I had a similar experience with you and FeloGoGo.
How I perceived the problem:
- I paired airpods to my iPhone as usually
- When I open the lid, it would still continue saying "Not your airpods - Connect" even though in background my iPhone still shows Bluetooth settings and there I see my airpods changing status to Connected.
- Close the lid, open it, again
- same story, airpods work (connected) but the annoying "Not your airpods" pop up again and again. Resetting airpods didn't help.
- My Macbook wouldn't show the airpods in the speaker menu (the only way to connect would be to pair it as a generic bluetooth device but that doesn't allow to switch airpods between devices quickly - bummer).

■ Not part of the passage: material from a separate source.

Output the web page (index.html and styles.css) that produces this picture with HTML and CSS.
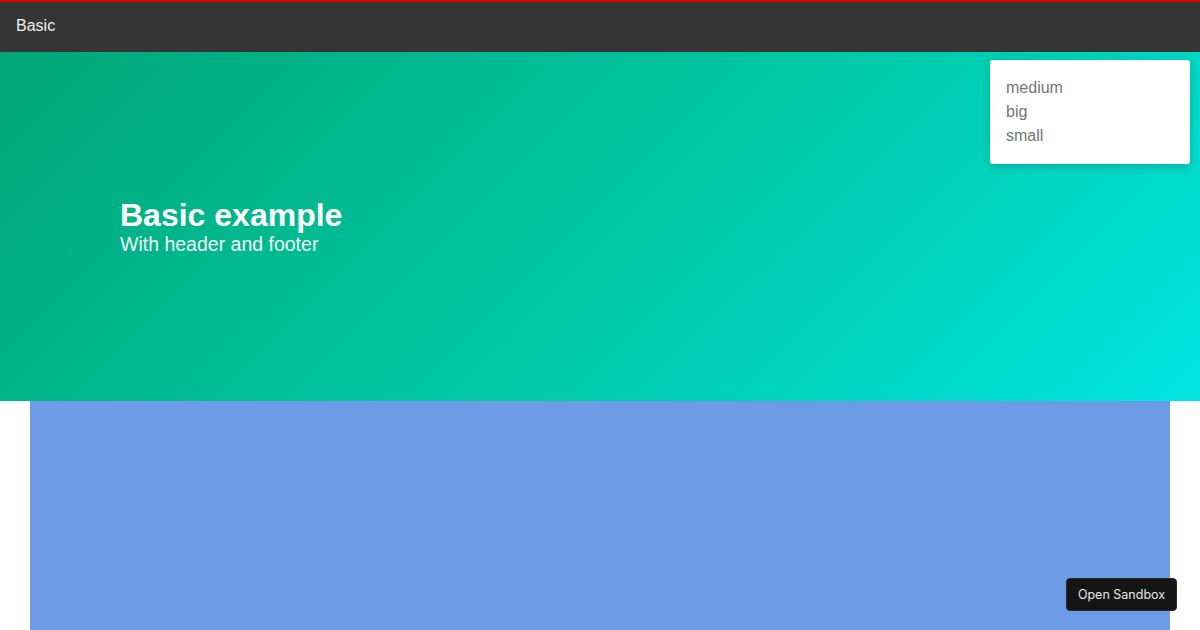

My guess at the root cause:
It turned out, that my Macbook had iCloud semi-connected. I remembered that when I connected iCloud, it asked me to type my AppleID, then AppleID password, then the passcode that unlocks my iPhone. Well, at that point I thought that was unnecessary and creepy so I didn't enter my iPhone's passcode. So that's why my iCloud kinda worked (even Handoff between the iPhone and Macbook) but the airpods still complained. Switching between airpods between macbook and iPhone didn't work (only manually reconnecting as a regular bluetooth device, which is annoying and slow - unacceptable).
I think when Airpods connected to the iPhone, it tried to send info about the Airpods to all other device connected to iCloud.
But since my Macbook was only semi-logged in to iCloud (read above), my iPhone would get an error in response or something like that and then probably a standard reaction to an error is to assume the airpods are not mine.
I'm a developer so I guess Apple wrote try/catch in the code without really looking into the error response and not differentiating on why the error happened, just reacting with the same "Not your airpods" to all errors.
Fix that worked:
- I signed out of my iCloud on my Macbook,
- then signed in again into iCloud on my Macbook with using both AppleID password and my iPhone's passcode.
- Airpods got recognized in the speaker menu of the Macbook, they just started working correctly. If I open the airpods case's lid now, both macbook and iPhone react to it - as expected.
For purity, I'd remove airpods from the iPhone and macbook and reset&pair airpods again but I don't remember if I actually did it. After the iCloud full re-login, airpods started working on both iPhone and macbook and started switching between these two devices (though still manually, you need to choose airpods as your audio like you normally switch between bluetooth speakers and wired headphones - much faster and easier - no need to go to bluetooth settings).